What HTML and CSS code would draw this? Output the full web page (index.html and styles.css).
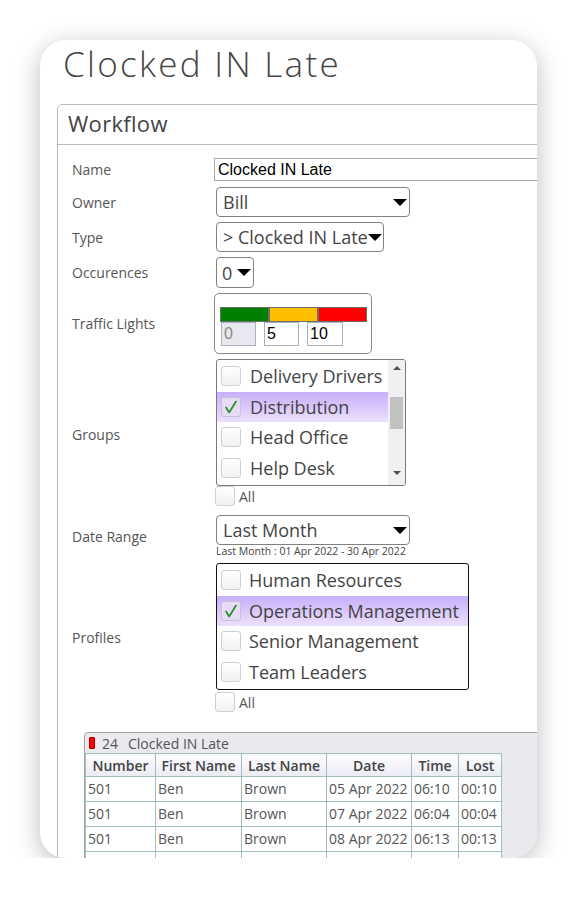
FILE: index.html
```html
<!DOCTYPE html>
<html lang="en">
<head>
<meta charset="utf-8">
<title>Clocked IN Late</title>
<link rel="stylesheet" href="styles.css">
</head>
<body>
<div class="card">
  <h1 class="title">Clocked IN Late</h1>
  <div class="panel">
    <div class="panel-head">Workflow</div>
    <div class="panel-body">
      <div class="row r-name">
        <div class="label">Name</div>
        <div class="textbox">Clocked IN Late</div>
      </div>
      <div class="row r-owner">
        <div class="label">Owner</div>
        <div class="select w-wide"><span>Bill</span><svg class="caret" viewBox="0 0 14 7"><path d="M0 0H14L7 7Z"/></svg></div>
      </div>
      <div class="row r-type">
        <div class="label">Type</div>
        <div class="select w-type"><span>&gt; Clocked IN Late</span><svg class="caret" viewBox="0 0 14 7"><path d="M0 0H14L7 7Z"/></svg></div>
      </div>
      <div class="row r-occ">
        <div class="label">Occurences</div>
        <div class="select w-occ"><span>0</span><svg class="caret" viewBox="0 0 14 7"><path d="M0 0H14L7 7Z"/></svg></div>
      </div>
      <div class="row r-traffic">
        <div class="label">Traffic Lights</div>
        <div class="traffic">
          <div class="bars">
            <div class="bar green"></div>
            <div class="bar amber"></div>
            <div class="bar red"></div>
          </div>
          <div class="tl-inputs">
            <div class="tl-in disabled">0</div>
            <div class="tl-in in2">5</div>
            <div class="tl-in in3">10</div>
          </div>
        </div>
      </div>
      <div class="row r-groups">
        <div class="label lbl-low">Groups</div>
        <div class="stack">
          <div class="listbox groups">
            <div class="items">
              <div class="item"><span class="cb"></span><span class="it">Delivery Drivers</span></div>
              <div class="item sel"><span class="cb on"><svg viewBox="0 0 20 20"><path d="M4.5 10.5L8 16L15.5 4"/></svg></span><span class="it">Distribution</span></div>
              <div class="item"><span class="cb"></span><span class="it">Head Office</span></div>
              <div class="item"><span class="cb"></span><span class="it">Help Desk</span></div>
            </div>
            <div class="scrollbar">
              <span class="arrow up"></span>
              <span class="thumb"></span>
              <span class="arrow down"></span>
            </div>
          </div>
          <div class="all"><span class="cb"></span><span>All</span></div>
        </div>
      </div>
      <div class="row r-date">
        <div class="label">Date Range</div>
        <div class="stack">
          <div class="select w-wide in-stack"><span>Last Month</span><svg class="caret" viewBox="0 0 14 7"><path d="M0 0H14L7 7Z"/></svg></div>
          <div class="range-note">Last Month : 01 Apr 2022 - 30 Apr 2022</div>
        </div>
      </div>
      <div class="row r-profiles">
        <div class="label">Profiles</div>
        <div class="stack">
          <div class="listbox profiles">
            <div class="items">
              <div class="item"><span class="cb"></span><span class="it">Human Resources</span></div>
              <div class="item sel"><span class="cb on"><svg viewBox="0 0 20 20"><path d="M4.5 10.5L8 16L15.5 4"/></svg></span><span class="it">Operations Management</span></div>
              <div class="item"><span class="cb"></span><span class="it">Senior Management</span></div>
              <div class="item"><span class="cb"></span><span class="it">Team Leaders</span></div>
            </div>
          </div>
          <div class="all"><span class="cb"></span><span>All</span></div>
        </div>
      </div>
      <div class="result">
        <div class="result-head"><span class="flag"></span><span class="count">24</span><span>Clocked IN Late</span></div>
        <table class="grid">
          <colgroup>
            <col class="c1"><col class="c2"><col class="c3"><col class="c4"><col class="c5"><col class="c6">
          </colgroup>
          <thead>
            <tr><th>Number</th><th>First Name</th><th>Last Name</th><th>Date</th><th>Time</th><th>Lost</th></tr>
          </thead>
          <tbody>
            <tr><td>501</td><td>Ben</td><td>Brown</td><td>05 Apr 2022</td><td>06:10</td><td>00:10</td></tr>
            <tr><td>501</td><td>Ben</td><td>Brown</td><td>07 Apr 2022</td><td>06:04</td><td>00:04</td></tr>
            <tr><td>501</td><td>Ben</td><td>Brown</td><td>08 Apr 2022</td><td>06:13</td><td>00:13</td></tr>
            <tr><td></td><td>Jordan</td><td></td><td></td><td></td><td></td></tr>
          </tbody>
        </table>
      </div>
    </div>
  </div>
</div>
</body>
</html>
```

FILE: styles.css
```css
* { box-sizing: border-box; }
html, body { margin: 0; padding: 0; background: #fff; }
body { font-family: "Open Sans", "Noto Sans", sans-serif; color: #555; }

.card {
  margin: 40px 0 0 40px;
  width: 497px;
  height: 818px;
  border-radius: 26px;
  background: #fff;
  box-shadow: 0 6px 26px rgba(0, 0, 0, 0.26);
  overflow: hidden;
}

.title {
  margin: 3px 0 0 23px;
  font-size: 35px;
  line-height: 42px;
  font-weight: 300;
  letter-spacing: 2.3px;
  color: #454545;
}

.panel {
  margin: 19px 0 0 17px;
  width: 560px;
  height: 900px;
  border: 1px solid #bdbdbd;
  border-radius: 5px 0 0 0;
}
.panel-head {
  height: 40px;
  border-bottom: 1px solid #bdbdbd;
  display: flex;
  align-items: center;
  padding: 0 0 3px 10px;
  font-size: 22px;
  letter-spacing: 0.3px;
  color: #444;
}
.panel-body { padding: 13px 0 0 14px; }

.row { display: flex; align-items: center; }
.label { width: 142px; flex: none; font-size: 14px; color: #555; }
.lbl-low { padding-top: 3px; }

.r-owner { margin-top: 6px; }
.r-type { margin-top: 5px; }
.r-occ { margin-top: 5px; }
.r-traffic { margin-top: 5px; }
.r-groups { margin-top: 5px; }
.r-date { margin-top: 9px; }
.r-profiles { margin-top: 6px; }

.textbox {
  width: 360px;
  height: 23px;
  border: 1px solid #a9a9a9;
  padding-left: 3px;
  font-family: "Liberation Sans", Arial, sans-serif;
  font-size: 16px;
  line-height: 21px;
  color: #000;
}

.select {
  margin-left: 2px;
  height: 30px;
  border: 1px solid #808080;
  border-radius: 4px;
  display: flex;
  align-items: center;
  justify-content: space-between;
  padding: 0 2px 0 6px;
  font-size: 18px;
  color: #444;
  white-space: nowrap;
}
.select.in-stack { margin-left: 0; }
.w-wide { width: 194px; }
.w-type { width: 168px; }
.w-occ { width: 38px; height: 31px; padding-left: 5px; }
.caret { width: 14px; height: 7px; flex: none; }
.caret path { fill: #000; }

.traffic {
  width: 158px;
  height: 61px;
  border: 1px solid #8a8a8a;
  border-radius: 5px;
  padding: 13px 0 0 5px;
}
.bars { display: flex; }
.bar { width: 49px; height: 15px; border: 1px solid #6e6e6e; }
.green { background: #008000; }
.amber { background: #ffbf00; }
.red { background: #ff0000; }
.tl-inputs { display: flex; margin-left: 1px; }
.tl-in {
  height: 24px;
  width: 35px;
  border: 1px solid #a6b3bf;
  padding-left: 2px;
  font-family: "Liberation Sans", Arial, sans-serif;
  font-size: 16px;
  line-height: 22px;
  color: #000;
  background: #fff;
}
.tl-in.disabled { background: #e8e8ee; color: #8a8a8a; }
.in2 { margin-left: 8px; }
.in3 { margin-left: 8px; width: 36px; }

.stack { display: flex; flex-direction: column; align-items: flex-start; margin-left: 2px; }

.listbox {
  height: 127px;
  border: 1px solid #7a7a7a;
  border-radius: 3px;
  display: flex;
  overflow: hidden;
}
.listbox.groups { width: 190px; }
.listbox.profiles { width: 253px; border-color: #111; }
.items { flex: 1; padding-top: 1px; }
.item {
  height: 30.5px;
  display: flex;
  align-items: center;
  padding-left: 4px;
  font-size: 18px;
  color: #444;
  white-space: nowrap;
}
.item.sel { background: linear-gradient(#c7affa, #ebe0fc); }
.it { margin-left: 9px; }
.profiles .it { margin-left: 8px; }

.cb {
  width: 20px;
  height: 20px;
  flex: none;
  border: 1px solid #cfcfcf;
  border-radius: 3px;
  background: linear-gradient(#ffffff, #f1f1f1);
  display: inline-flex;
}
.cb.on { background: #e6dcf6; border-color: #c9c0d6; }
.cb svg { width: 18px; height: 18px; }
.cb svg path { fill: none; stroke: #2f8f2f; stroke-width: 2; stroke-linecap: round; stroke-linejoin: round; }

.scrollbar {
  width: 17px;
  flex: none;
  background: #f0f0f0;
  display: flex;
  flex-direction: column;
  align-items: center;
  padding: 6px 0 0 0;
}
.arrow { width: 0; height: 0; border-left: 4px solid transparent; border-right: 4px solid transparent; }
.arrow.up { border-bottom: 4px solid #505050; }
.arrow.down { border-top: 4px solid #505050; margin-top: 42px; }
.thumb { width: 13px; height: 32px; background: #c1c1c1; margin-top: 27px; }

.all {
  margin-top: 0;
  display: flex;
  align-items: center;
  font-size: 14px;
  color: #555;
}
.all .cb { margin-left: -1px; margin-right: 4px; }
.r-profiles .all { margin-top: 2px; }

.range-note {
  font-size: 10.5px;
  line-height: 12px;
  color: #444;
  white-space: nowrap;
}

.result {
  margin: 20px 0 0 12px;
  width: 470px;
  height: 200px;
  background: #e9e9ee;
  border: 1px solid #a3a3a3;
  border-radius: 4px 0 0 0;
}
.result-head {
  height: 20px;
  display: flex;
  align-items: center;
  padding-left: 4px;
  font-size: 14px;
  color: #555;
}
.flag { width: 6px; height: 12px; background: #ff0000; border: 1px solid #a00; border-radius: 1px; margin-right: 7px; }
.count { margin-right: 10px; }

.grid {
  border-collapse: collapse;
  table-layout: fixed;
  width: 416px;
  background: #fff;
  font-size: 14px;
}
.c1 { width: 70px; }
.c2 { width: 86px; }
.c3 { width: 85px; }
.c4 { width: 85px; }
.c5 { width: 47px; }
.c6 { width: 43px; }
.grid th, .grid td {
  border: 1px solid #9dbfbf;
  white-space: nowrap;
  overflow: hidden;
}
.grid th {
  height: 23px;
  font-weight: 600;
  color: #444;
  text-align: center;
  background: linear-gradient(#fdfdff, #ebebf4);
  padding: 0;
}
.grid td {
  height: 25px;
  padding: 0 2px 2px 2px;
  color: #555;
  text-align: left;
  vertical-align: middle;
}
```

****************

Identify each line containing the string "index" and copy it out.

What HTML and CSS code would draw this? Output the full web page (index.html and styles.css).
FILE: index.html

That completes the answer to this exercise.